Fed rate hike decision: What's expected to change, what it means, and how it will impact your investments

“It is as close to being certain as possible”
The world is watching the US central bank, the Federal Reserve, as experts think it will finally raise interest rates from their record lows today..
The Federal Reserve’s main interest rate was cut to 0.25 per cent in December 2008, the depths of the financial crisis. It has stayed there since. It was an emergency measure, but although the Fed meets regularly to discuss the rate, it has never considered the economy strong enough to withstand a rise.


The Federal Reserve manages several interest rates. The main one is the Federal Funds rate, which is the interest banks charge each other for overnight loans. The Fed’s other rates apply to levels of interest it pays banks for having excess funds deposited with it, and the rate it pays to take part in short-term trades.
When economists talk about rate rises, they are generally talking about the Federal Funds rate, although the others may be tweaked too.
Although it sounds complicated, the level of these interest rates is used to determine the cost of loans across the whole of the economy. So bank loans to businesses and people’s mortgages are influenced by these figures.
Because modern economies are so dependent on lending and borrowing, changing interest rates can have a big effect. A country’s central bank, such as the Federal Reserve or Bank of England, raises and lowers interest rates to control inflation, employment levels and even economic growth.


A tiny increase of 0.25 per cent is being widely tipped as the most likely outcome today.
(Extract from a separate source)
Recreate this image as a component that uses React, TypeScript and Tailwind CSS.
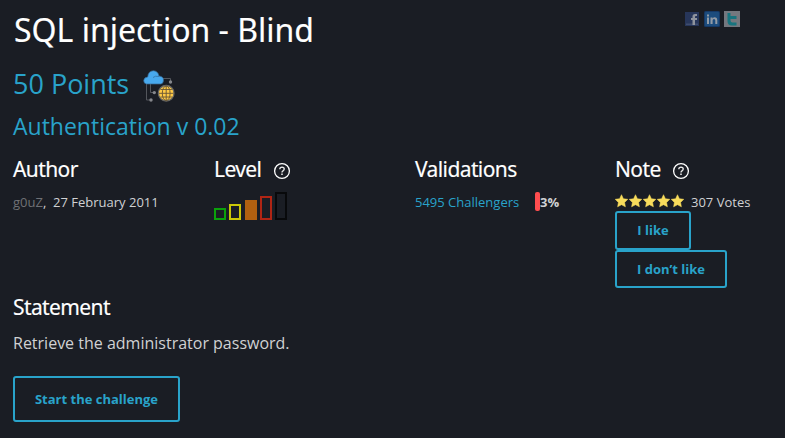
import React from "react";

function Help() {
  return (
    <svg className="mt-[2px] h-[18px] w-[18px]" viewBox="0 0 18 18" fill="none">
      <circle cx="9" cy="9" r="7.4" stroke="#fff" strokeWidth="1.3" />
      <path d="M6.8 7.2Q6.9 5.1 9 5.1Q11.2 5.2 11.2 7Q11.2 8.1 10 8.8Q9 9.4 9 10.5" stroke="#e8e8e8" strokeWidth="1.4" />
      <path d="M8.2 11.6h1.6v1.5H8.2z" fill="#e8e8e8" />
    </svg>
  );
}

function CloudGlobe() {
  return (
    <svg className="h-8 w-8" viewBox="0 0 32 32" fill="none">
      <g stroke="#53565c" strokeWidth="1">
        <path d="M3.5 13v17H7M7.5 13v9.5H10M20 8.5h7.5V11" />
      </g>
      <g fill="#85878c">
        <circle cx="8" cy="30" r="1.7" />
        <circle cx="11.3" cy="22.6" r="1.7" />
        <circle cx="27.5" cy="12" r="1.7" />
      </g>
      <path d="M3.5 14Q.7 13.5.7 10.5Q1 7.3 4.7 7Q5 1 10.5.7Q15 1 16 6Q20.5 6.5 20.5 10Q20.5 13.5 18 14Z" fill="#48a9ee" stroke="#36658e" strokeWidth=".7" />
      <path d="M10 7.5Q12 5.5 16 6.5" stroke="#377db4" />
      <circle cx="23.2" cy="23.3" r="7.8" fill="#ffca45" stroke="#686763" strokeWidth="1.3" />
      <path d="M23.2 16v14.5M16 23.3h14.5M17.5 19.5h11.4M17.5 27h11.4" stroke="#665536" strokeWidth=".9" />
      <ellipse cx="23.2" cy="23.3" rx="3.9" ry="7.3" stroke="#665536" strokeWidth=".9" />
    </svg>
  );
}

function Social() {
  return (
    <div className="flex h-[16px] items-start">
      <svg className="mr-[5px] h-[14px] w-[14px]" viewBox="0 0 14 14">
        <path d="M0 0h14v14H0z" fill="#27365a" />
        <path d="M1 11.5h12V13H1z" fill="#3f4c6d" />
        <path d="M7.5 13V8H6V6h1.5V4.5Q7.5 2 10 2h2v2h-1.3Q10 4 10 5v1h2v2h-2v5z" fill="#8f939c" />
      </svg>
      <svg className="-mt-px mr-[4px] h-[16px] w-[16px]" viewBox="0 0 16 16">
        <rect width="16" height="16" rx="1.5" fill="#153967" />
        <rect x="1" y="1" width="14" height="14" rx="1" fill="#1c4c7d" />
        <path d="M3 6.5h2V13H3zM3 3.5h2v2H3zM6.5 6.5h2v1Q9.5 6.2 11 6.3Q13.3 6.5 13.3 9V13h-2V9.5Q11.3 8 10 8Q8.6 8 8.6 9.5V13H6.5z" fill="#929ba6" />
      </svg>
      <svg className="-mt-px h-[16px] w-[16px]" viewBox="0 0 16 16">
        <path d="M0 0h16v16H0z" fill="#74787f" />
        <path d="M3.5 2h3v3h6v3h-6v1.5q0 2 2 2h4v3H8q-4.5 0-4.5-4.5z" fill="#17747f" />
      </svg>
    </div>
  );
}

function Stars() {
  return (
    <div className="mr-[6px] flex">
      {[0, 1, 2, 3, 4].map((n) => (
        <svg key={n} className="-mt-[4px] h-[14px] w-[14px]" viewBox="0 0 14 14">
          <path d="M6.5 .7L8.4 4.7L12.8 5.3L9.6 8.4L10.4 12.8L6.500 10.7L2.6 12.8L3.4 8.4L.2 5.3L4.6 4.7Z" fill="#f8dc5c" stroke="#f8dc5c" strokeWidth=".5" />
        </svg>
      ))}
    </div>
  );
}

function Heading({ children }: { children: React.ReactNode }) {
  return (
    <h3 className="flex h-[40px] items-center pt-[2px] font-['Noto_Sans',sans-serif] text-[21px] tracking-[-0.6px] text-white [-webkit-text-stroke:0.15px_white]">
      {children}
    </h3>
  );
}

export default function App() {
  return (
    <main className="h-[438px] w-[785px] overflow-hidden bg-[#1a1d24] pl-[13px] font-['Open_Sans',sans-serif] text-[13px] text-[#d0d1d3]">
      <header className="flex h-[60px] justify-between pr-[45px]">
        <h1 className="h-[60px] whitespace-nowrap pl-px font-['Noto_Sans',sans-serif] text-[32px] leading-[60px] text-white [-webkit-text-stroke:0.15px_white]">SQL injection - Blind</h1>
        <div className="pt-[12px]"><Social /></div>
      </header>
      <div className="flex h-[45px] items-center text-[27px] text-[#29a3ca]">
        <span className="pt-[3px]">50 Points</span>
        <span className="ml-[14px] mt-[7px]"><CloudGlobe /></span>
      </div>
      <h2 className="h-[44px] text-[23px] leading-[42px] text-[#29a3ca]">Authentication v 0.02</h2>
      <section className="grid h-[138px] grid-cols-[201px_201px_200px_1fr]">
        <div>
          <Heading><span>Author</span></Heading>
          <p className="h-[26px] leading-[26px]"><span className="text-[#6f7175]">g0uZ</span>,&nbsp; 27 February 2011</p>
        </div>
        <div>
          <Heading><span className="mr-[12px]">Level</span><Help /></Heading>
          <div className="flex h-[31px] items-end gap-[3px]">
            <i className="h-[12px] w-[12px] border-2 border-[#0ba00b]" />
            <i className="h-[16px] w-[12px] border-2 border-[#cbc807]" />
            <i className="ml-px h-[20px] w-[12px] bg-[#b06010]" />
            <i className="h-[24px] w-[12px] border-2 border-[#b02514]" />
            <i className="h-[28px] w-[12px] border-2 border-[#08090b]" />
          </div>
        </div>
        <div>
          <Heading><span>Validations</span></Heading>
          <div className="flex h-[26px] items-center">
            <span className="w-[120px] pt-px text-[#29a3ca]">5495 Challengers</span>
            <i className="-mt-px h-[19px] w-[5px] rounded-[2px] bg-[#ff4d4f]" />
            <b className="pt-px">3%</b>
          </div>
        </div>
        <div>
          <Heading><span className="mr-[11px]">Note</span><Help /></Heading>
          <div className="flex h-[22px] items-center pt-[5px]"><Stars /><span>307 Votes</span></div>
          <button className="block h-[39px] w-[76px] rounded-[3px] border-2 border-[#29a3ca] font-bold text-[#29a3ca]">I like</button>
          <button className="block h-[38px] w-[112px] rounded-[3px] border-2 border-[#29a3ca] pt-px font-bold text-[#29a3ca]">I don’t like</button>
        </div>
      </section>
      <Heading><span>Statement</span></Heading>
      <p className="h-[49px] pt-[4px] text-[16px] leading-[24px]">Retrieve the administrator password.</p>
      <button className="block h-[46px] w-[167px] rounded-[3px] border-2 border-[#29a3ca] pt-[2px] font-bold text-[#29a3ca]">Start the challenge</button>
    </main>
  );
}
It would be the first interest rate rise in the US since June 2006.
“It is as close to being certain as possible,” says David Morrison of Spread Co. “However, there is still the smallest of chances that the Fed may delay hiking rates.”
Experts believe the rate will then be increased gradually and in very small increments. “It is going to be a very slow and low path. Rates will get towards 1 per cent by the end of 2016, maybe even 0.75 per cent,” says Kully Samra of Charles Schwab.
This means monetary policy – simply the central bank’s rates and targets for the economy – should soon be returning to more normal levels. In official jargon, it is a “normalisation of monetary policy”.
On the surface, it is a good thing. It means the US economy is strong enough now to withstand normal conditions, and that the economy has recovered from the crisis.
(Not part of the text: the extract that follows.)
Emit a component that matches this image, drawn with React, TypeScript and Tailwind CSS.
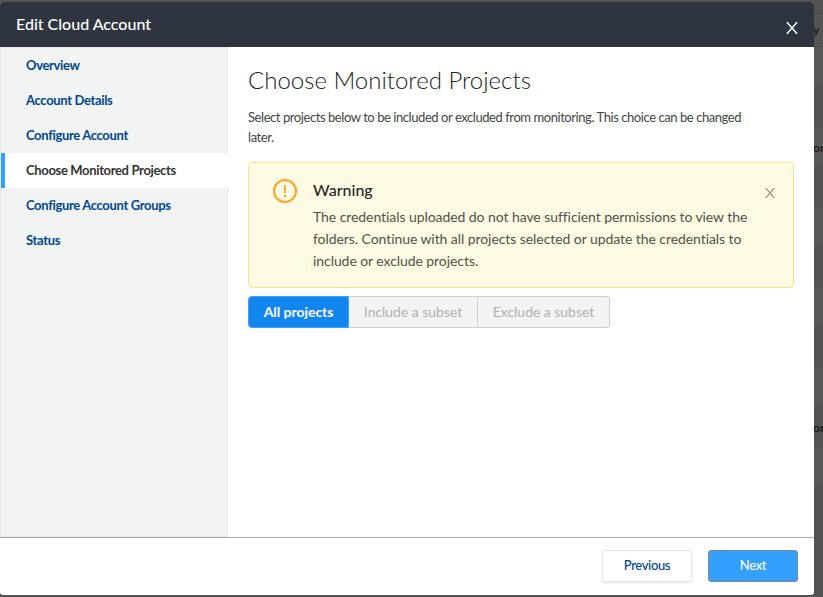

That rates will rise from rock bottom has been a fact for eight years now. Most investors will not be shocked by this.
“The good news is that this is probably the most well advertised, discussed, thought-about, mused-over prospect of beginning a normalisation of monetary policy in history. I’m not looking for a big reaction,” said William Dudley, head of the New York Federal Reserve.
In the pre-crisis days, rate rises were a shock. They were just announced with no warning. Given how well aware people are of this one, most experts think the change has been largely “priced into markets” – which means investors have already acted on the assumption that interest rates will rise. So the price of shares on the US stock market is generally considered to reflect a 0.25 per cent increase.
“The rate rise will be pretty meaningless, unless the Fed doesn’t do it,” says Andrew Birt of Saunderson House. “If they don’t, it means the Fed is concerned about the health of the US economy. That will spook markets a lot. I don’t think the market has priced in the effect of the Fed not raising.”
Rate rises are also typically bad news for bonds. The reasons why are complicated, but most investors will have bought bonds via a fund and the manager will be well prepared for this moment.
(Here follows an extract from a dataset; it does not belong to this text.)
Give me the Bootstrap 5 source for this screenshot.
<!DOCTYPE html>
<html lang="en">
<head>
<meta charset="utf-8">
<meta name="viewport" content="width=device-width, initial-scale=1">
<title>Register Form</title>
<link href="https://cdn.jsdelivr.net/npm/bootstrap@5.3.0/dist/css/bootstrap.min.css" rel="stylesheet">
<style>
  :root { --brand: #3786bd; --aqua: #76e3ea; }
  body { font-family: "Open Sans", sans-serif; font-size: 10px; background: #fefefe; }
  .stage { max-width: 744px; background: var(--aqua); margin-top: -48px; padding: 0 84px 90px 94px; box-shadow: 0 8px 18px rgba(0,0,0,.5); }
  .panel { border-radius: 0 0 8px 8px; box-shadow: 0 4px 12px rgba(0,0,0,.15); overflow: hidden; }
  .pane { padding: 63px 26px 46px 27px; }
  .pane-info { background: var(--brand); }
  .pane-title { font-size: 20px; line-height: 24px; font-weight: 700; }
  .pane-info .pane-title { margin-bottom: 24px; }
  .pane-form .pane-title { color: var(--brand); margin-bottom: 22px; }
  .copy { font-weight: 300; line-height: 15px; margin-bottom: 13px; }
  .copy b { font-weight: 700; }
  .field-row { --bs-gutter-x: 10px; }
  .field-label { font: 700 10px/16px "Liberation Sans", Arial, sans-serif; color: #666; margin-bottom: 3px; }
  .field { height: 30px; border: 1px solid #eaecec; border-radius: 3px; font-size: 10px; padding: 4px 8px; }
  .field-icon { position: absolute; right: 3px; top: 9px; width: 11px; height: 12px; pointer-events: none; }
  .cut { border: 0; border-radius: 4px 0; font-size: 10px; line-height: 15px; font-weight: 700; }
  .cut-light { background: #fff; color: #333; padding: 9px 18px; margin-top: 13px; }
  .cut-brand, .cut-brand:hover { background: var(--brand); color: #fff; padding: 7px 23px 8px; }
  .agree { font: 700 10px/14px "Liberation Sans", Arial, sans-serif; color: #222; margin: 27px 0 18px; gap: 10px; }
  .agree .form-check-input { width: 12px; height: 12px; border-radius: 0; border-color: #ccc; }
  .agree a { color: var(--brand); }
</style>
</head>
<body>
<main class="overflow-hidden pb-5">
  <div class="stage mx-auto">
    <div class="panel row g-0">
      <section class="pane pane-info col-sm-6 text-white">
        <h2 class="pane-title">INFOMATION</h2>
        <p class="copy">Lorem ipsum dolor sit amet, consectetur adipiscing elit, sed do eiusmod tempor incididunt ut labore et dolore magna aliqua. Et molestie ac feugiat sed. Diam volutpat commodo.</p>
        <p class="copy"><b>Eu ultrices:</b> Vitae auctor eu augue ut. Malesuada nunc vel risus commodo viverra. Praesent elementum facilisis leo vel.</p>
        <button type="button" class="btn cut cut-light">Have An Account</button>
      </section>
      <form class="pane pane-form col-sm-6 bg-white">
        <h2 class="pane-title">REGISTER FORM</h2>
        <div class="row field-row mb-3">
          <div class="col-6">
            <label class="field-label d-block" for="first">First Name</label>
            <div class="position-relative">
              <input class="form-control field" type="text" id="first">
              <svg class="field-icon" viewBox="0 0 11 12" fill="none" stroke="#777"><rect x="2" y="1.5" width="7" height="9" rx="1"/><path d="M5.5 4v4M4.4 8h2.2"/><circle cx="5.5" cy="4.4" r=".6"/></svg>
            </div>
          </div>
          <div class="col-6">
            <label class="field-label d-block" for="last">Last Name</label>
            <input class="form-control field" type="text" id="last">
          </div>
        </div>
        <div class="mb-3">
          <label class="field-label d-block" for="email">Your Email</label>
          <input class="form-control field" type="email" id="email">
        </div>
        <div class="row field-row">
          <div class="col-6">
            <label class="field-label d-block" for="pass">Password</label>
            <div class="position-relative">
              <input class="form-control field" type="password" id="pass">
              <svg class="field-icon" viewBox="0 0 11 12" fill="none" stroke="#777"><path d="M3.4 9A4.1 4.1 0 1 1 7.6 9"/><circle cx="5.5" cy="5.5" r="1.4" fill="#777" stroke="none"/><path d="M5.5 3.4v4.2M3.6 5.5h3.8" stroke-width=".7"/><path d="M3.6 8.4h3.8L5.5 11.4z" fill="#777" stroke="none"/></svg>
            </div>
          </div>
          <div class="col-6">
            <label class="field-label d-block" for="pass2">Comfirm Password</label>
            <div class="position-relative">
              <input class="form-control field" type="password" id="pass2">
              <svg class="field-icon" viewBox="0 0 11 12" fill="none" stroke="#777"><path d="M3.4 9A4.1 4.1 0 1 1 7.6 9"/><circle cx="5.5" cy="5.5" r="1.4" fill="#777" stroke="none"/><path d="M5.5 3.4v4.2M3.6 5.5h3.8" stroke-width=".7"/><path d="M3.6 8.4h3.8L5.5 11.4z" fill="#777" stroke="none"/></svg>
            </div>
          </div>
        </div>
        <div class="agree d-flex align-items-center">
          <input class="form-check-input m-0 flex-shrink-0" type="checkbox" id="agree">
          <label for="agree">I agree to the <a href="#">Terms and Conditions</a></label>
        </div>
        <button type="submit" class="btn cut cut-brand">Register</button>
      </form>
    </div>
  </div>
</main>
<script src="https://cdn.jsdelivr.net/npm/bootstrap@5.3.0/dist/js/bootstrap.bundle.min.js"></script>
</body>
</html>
In theory rising interest rates are bad news for stock markets.
“It means the cost of borrowing increases and so individuals and businesses are both likely to have less money to spend on goods and services, because they are paying more on mortgages and other debt,” explains Patrick Connelly of Chase de Vere.
The counter argument is that, when rates rise, it is because the economy is continuing to improve, which should mean a more positive environment for companies to make profits, he adds.
Birt explains: “There may be a relief rally if the Fed goes ahead because it shows slightly higher rates won’t be a problem.” It could also be a good time to buy US shares. “If the economy is genuinely strong enough to merit higher rates, this could be a great buying opportunity,” says Rebecca O’Keeffe of Interactive Investor.


Banks make money from lending to people, or investing in assets like US government bonds.
Yields on the latter are not expected to rise greatly (so they won’t be much higher-paying investments), and banks may increase rates on mortgages to make money.
Now could be time to lock in a good fixed-rate mortgage, Birt says.